■ **Task instructions**
Extract the whole listing as it stands. Do not include the pictures.

________________________

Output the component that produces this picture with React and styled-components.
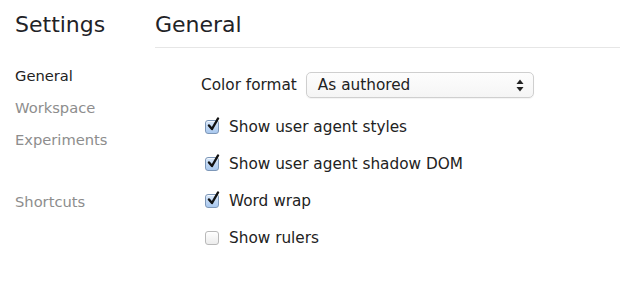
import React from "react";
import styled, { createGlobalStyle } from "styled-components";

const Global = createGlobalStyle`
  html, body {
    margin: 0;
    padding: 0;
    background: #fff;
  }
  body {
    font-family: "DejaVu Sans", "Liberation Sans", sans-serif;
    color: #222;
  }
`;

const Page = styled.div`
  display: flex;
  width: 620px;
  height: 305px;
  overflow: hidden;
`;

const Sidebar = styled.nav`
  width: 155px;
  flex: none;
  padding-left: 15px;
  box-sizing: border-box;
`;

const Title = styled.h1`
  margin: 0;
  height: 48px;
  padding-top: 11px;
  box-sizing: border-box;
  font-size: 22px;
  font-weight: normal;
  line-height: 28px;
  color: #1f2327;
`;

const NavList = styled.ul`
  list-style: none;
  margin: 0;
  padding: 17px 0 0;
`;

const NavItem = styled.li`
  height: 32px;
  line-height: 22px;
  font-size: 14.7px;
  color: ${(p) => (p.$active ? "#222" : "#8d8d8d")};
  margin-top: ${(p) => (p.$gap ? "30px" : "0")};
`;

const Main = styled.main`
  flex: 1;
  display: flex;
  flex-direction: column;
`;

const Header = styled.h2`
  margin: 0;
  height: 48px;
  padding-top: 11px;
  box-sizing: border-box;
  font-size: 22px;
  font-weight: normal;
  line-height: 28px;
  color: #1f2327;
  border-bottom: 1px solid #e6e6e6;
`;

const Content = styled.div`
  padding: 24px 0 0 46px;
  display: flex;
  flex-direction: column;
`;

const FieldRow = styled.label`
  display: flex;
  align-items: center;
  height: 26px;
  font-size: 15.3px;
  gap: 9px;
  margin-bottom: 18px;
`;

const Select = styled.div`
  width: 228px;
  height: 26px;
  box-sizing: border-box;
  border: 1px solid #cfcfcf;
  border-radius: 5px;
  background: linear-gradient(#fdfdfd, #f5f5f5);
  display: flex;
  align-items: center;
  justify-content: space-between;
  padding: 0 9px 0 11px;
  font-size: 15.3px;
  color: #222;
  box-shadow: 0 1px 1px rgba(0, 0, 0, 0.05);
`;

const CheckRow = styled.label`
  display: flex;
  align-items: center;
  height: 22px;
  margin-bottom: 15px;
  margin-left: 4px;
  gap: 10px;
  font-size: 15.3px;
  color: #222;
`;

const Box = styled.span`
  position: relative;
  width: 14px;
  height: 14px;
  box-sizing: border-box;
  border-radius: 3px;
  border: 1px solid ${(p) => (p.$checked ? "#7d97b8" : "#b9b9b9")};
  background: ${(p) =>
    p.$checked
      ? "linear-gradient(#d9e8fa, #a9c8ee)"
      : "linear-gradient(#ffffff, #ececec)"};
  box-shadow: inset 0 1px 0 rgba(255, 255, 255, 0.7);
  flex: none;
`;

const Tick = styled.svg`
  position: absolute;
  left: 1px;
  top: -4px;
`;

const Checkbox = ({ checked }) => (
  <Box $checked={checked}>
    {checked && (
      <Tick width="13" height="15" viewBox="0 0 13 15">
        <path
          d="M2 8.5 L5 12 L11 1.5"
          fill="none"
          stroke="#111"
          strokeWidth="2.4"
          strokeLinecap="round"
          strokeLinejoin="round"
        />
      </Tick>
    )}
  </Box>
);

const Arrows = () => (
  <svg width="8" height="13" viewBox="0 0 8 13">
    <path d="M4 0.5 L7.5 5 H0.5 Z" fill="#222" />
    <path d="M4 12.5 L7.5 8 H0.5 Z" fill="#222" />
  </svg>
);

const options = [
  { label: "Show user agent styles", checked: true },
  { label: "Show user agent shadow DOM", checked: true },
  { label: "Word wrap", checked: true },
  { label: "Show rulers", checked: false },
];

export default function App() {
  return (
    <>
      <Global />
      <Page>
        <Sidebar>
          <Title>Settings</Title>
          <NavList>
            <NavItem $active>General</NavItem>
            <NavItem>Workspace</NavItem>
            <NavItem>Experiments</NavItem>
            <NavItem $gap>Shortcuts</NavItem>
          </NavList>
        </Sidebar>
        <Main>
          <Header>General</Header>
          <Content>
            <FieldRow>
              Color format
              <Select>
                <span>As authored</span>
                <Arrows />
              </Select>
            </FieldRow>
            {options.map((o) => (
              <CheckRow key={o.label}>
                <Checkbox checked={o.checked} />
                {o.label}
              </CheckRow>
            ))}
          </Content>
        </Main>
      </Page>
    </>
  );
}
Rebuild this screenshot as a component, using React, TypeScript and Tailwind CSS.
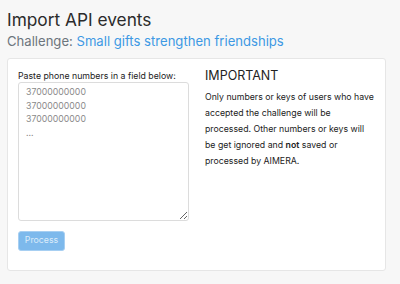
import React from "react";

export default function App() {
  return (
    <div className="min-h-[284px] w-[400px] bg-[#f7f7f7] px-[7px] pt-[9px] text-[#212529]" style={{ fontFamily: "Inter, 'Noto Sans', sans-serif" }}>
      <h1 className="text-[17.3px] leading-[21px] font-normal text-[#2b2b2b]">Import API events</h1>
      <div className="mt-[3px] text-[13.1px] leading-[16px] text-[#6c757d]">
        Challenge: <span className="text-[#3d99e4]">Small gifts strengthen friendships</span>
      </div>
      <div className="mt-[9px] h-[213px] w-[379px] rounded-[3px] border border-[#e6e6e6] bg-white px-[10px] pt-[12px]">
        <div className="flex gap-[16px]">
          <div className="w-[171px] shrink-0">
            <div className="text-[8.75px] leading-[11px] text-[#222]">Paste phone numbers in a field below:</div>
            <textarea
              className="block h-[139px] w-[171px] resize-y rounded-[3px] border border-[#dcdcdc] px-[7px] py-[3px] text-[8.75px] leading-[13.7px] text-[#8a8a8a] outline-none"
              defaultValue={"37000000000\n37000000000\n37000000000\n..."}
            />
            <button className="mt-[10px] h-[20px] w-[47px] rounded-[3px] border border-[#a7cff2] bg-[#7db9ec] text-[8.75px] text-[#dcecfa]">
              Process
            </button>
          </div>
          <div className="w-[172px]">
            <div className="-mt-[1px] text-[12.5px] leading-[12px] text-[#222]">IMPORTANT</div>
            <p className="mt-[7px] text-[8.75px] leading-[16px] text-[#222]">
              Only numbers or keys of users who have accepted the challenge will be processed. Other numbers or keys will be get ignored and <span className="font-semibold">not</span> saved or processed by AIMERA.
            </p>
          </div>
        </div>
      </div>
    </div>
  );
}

________________________

■ **Response below**
Output the component that produces this picture with React and styled-components.
import React from "react";
import styled, { createGlobalStyle } from "styled-components";

const Global = createGlobalStyle`
  html, body {
    margin: 0;
    padding: 0;
    background: #fff;
  }
  body {
    font-family: "DejaVu Sans", "Liberation Sans", sans-serif;
    color: #222;
  }
`;

const Page = styled.div`
  display: flex;
  width: 620px;
  height: 305px;
  overflow: hidden;
`;

const Sidebar = styled.nav`
  width: 155px;
  flex: none;
  padding-left: 15px;
  box-sizing: border-box;
`;

const Title = styled.h1`
  margin: 0;
  height: 48px;
  padding-top: 11px;
  box-sizing: border-box;
  font-size: 22px;
  font-weight: normal;
  line-height: 28px;
  color: #1f2327;
`;

const NavList = styled.ul`
  list-style: none;
  margin: 0;
  padding: 17px 0 0;
`;

const NavItem = styled.li`
  height: 32px;
  line-height: 22px;
  font-size: 14.7px;
  color: ${(p) => (p.$active ? "#222" : "#8d8d8d")};
  margin-top: ${(p) => (p.$gap ? "30px" : "0")};
`;

const Main = styled.main`
  flex: 1;
  display: flex;
  flex-direction: column;
`;

const Header = styled.h2`
  margin: 0;
  height: 48px;
  padding-top: 11px;
  box-sizing: border-box;
  font-size: 22px;
  font-weight: normal;
  line-height: 28px;
  color: #1f2327;
  border-bottom: 1px solid #e6e6e6;
`;

const Content = styled.div`
  padding: 24px 0 0 46px;
  display: flex;
  flex-direction: column;
`;

const FieldRow = styled.label`
  display: flex;
  align-items: center;
  height: 26px;
  font-size: 15.3px;
  gap: 9px;
  margin-bottom: 18px;
`;

const Select = styled.div`
  width: 228px;
  height: 26px;
  box-sizing: border-box;
  border: 1px solid #cfcfcf;
  border-radius: 5px;
  background: linear-gradient(#fdfdfd, #f5f5f5);
  display: flex;
  align-items: center;
  justify-content: space-between;
  padding: 0 9px 0 11px;
  font-size: 15.3px;
  color: #222;
  box-shadow: 0 1px 1px rgba(0, 0, 0, 0.05);
`;

const CheckRow = styled.label`
  display: flex;
  align-items: center;
  height: 22px;
  margin-bottom: 15px;
  margin-left: 4px;
  gap: 10px;
  font-size: 15.3px;
  color: #222;
`;

const Box = styled.span`
  position: relative;
  width: 14px;
  height: 14px;
  box-sizing: border-box;
  border-radius: 3px;
  border: 1px solid ${(p) => (p.$checked ? "#7d97b8" : "#b9b9b9")};
  background: ${(p) =>
    p.$checked
      ? "linear-gradient(#d9e8fa, #a9c8ee)"
      : "linear-gradient(#ffffff, #ececec)"};
  box-shadow: inset 0 1px 0 rgba(255, 255, 255, 0.7);
  flex: none;
`;

const Tick = styled.svg`
  position: absolute;
  left: 1px;
  top: -4px;
`;

const Checkbox = ({ checked }) => (
  <Box $checked={checked}>
    {checked && (
      <Tick width="13" height="15" viewBox="0 0 13 15">
        <path
          d="M2 8.5 L5 12 L11 1.5"
          fill="none"
          stroke="#111"
          strokeWidth="2.4"
          strokeLinecap="round"
          strokeLinejoin="round"
        />
      </Tick>
    )}
  </Box>
);

const Arrows = () => (
  <svg width="8" height="13" viewBox="0 0 8 13">
    <path d="M4 0.5 L7.5 5 H0.5 Z" fill="#222" />
    <path d="M4 12.5 L7.5 8 H0.5 Z" fill="#222" />
  </svg>
);

const options = [
  { label: "Show user agent styles", checked: true },
  { label: "Show user agent shadow DOM", checked: true },
  { label: "Word wrap", checked: true },
  { label: "Show rulers", checked: false },
];

export default function App() {
  return (
    <>
      <Global />
      <Page>
        <Sidebar>
          <Title>Settings</Title>
          <NavList>
            <NavItem $active>General</NavItem>
            <NavItem>Workspace</NavItem>
            <NavItem>Experiments</NavItem>
            <NavItem $gap>Shortcuts</NavItem>
          </NavList>
        </Sidebar>
        <Main>
          <Header>General</Header>
          <Content>
            <FieldRow>
              Color format
              <Select>
                <span>As authored</span>
                <Arrows />
              </Select>
            </FieldRow>
            {options.map((o) => (
              <CheckRow key={o.label}>
                <Checkbox checked={o.checked} />
                {o.label}
              </CheckRow>
            ))}
          </Content>
        </Main>
      </Page>
    </>
  );
}
Rebuild this screenshot as a component, using React, TypeScript and Tailwind CSS.
import React from "react";

export default function App() {
  return (
    <div className="min-h-[284px] w-[400px] bg-[#f7f7f7] px-[7px] pt-[9px] text-[#212529]" style={{ fontFamily: "Inter, 'Noto Sans', sans-serif" }}>
      <h1 className="text-[17.3px] leading-[21px] font-normal text-[#2b2b2b]">Import API events</h1>
      <div className="mt-[3px] text-[13.1px] leading-[16px] text-[#6c757d]">
        Challenge: <span className="text-[#3d99e4]">Small gifts strengthen friendships</span>
      </div>
      <div className="mt-[9px] h-[213px] w-[379px] rounded-[3px] border border-[#e6e6e6] bg-white px-[10px] pt-[12px]">
        <div className="flex gap-[16px]">
          <div className="w-[171px] shrink-0">
            <div className="text-[8.75px] leading-[11px] text-[#222]">Paste phone numbers in a field below:</div>
            <textarea
              className="block h-[139px] w-[171px] resize-y rounded-[3px] border border-[#dcdcdc] px-[7px] py-[3px] text-[8.75px] leading-[13.7px] text-[#8a8a8a] outline-none"
              defaultValue={"37000000000\n37000000000\n37000000000\n..."}
            />
            <button className="mt-[10px] h-[20px] w-[47px] rounded-[3px] border border-[#a7cff2] bg-[#7db9ec] text-[8.75px] text-[#dcecfa]">
              Process
            </button>
          </div>
          <div className="w-[172px]">
            <div className="-mt-[1px] text-[12.5px] leading-[12px] text-[#222]">IMPORTANT</div>
            <p className="mt-[7px] text-[8.75px] leading-[16px] text-[#222]">
              Only numbers or keys of users who have accepted the challenge will be processed. Other numbers or keys will be get ignored and <span className="font-semibold">not</span> saved or processed by AIMERA.
            </p>
          </div>
        </div>
      </div>
    </div>
  );
}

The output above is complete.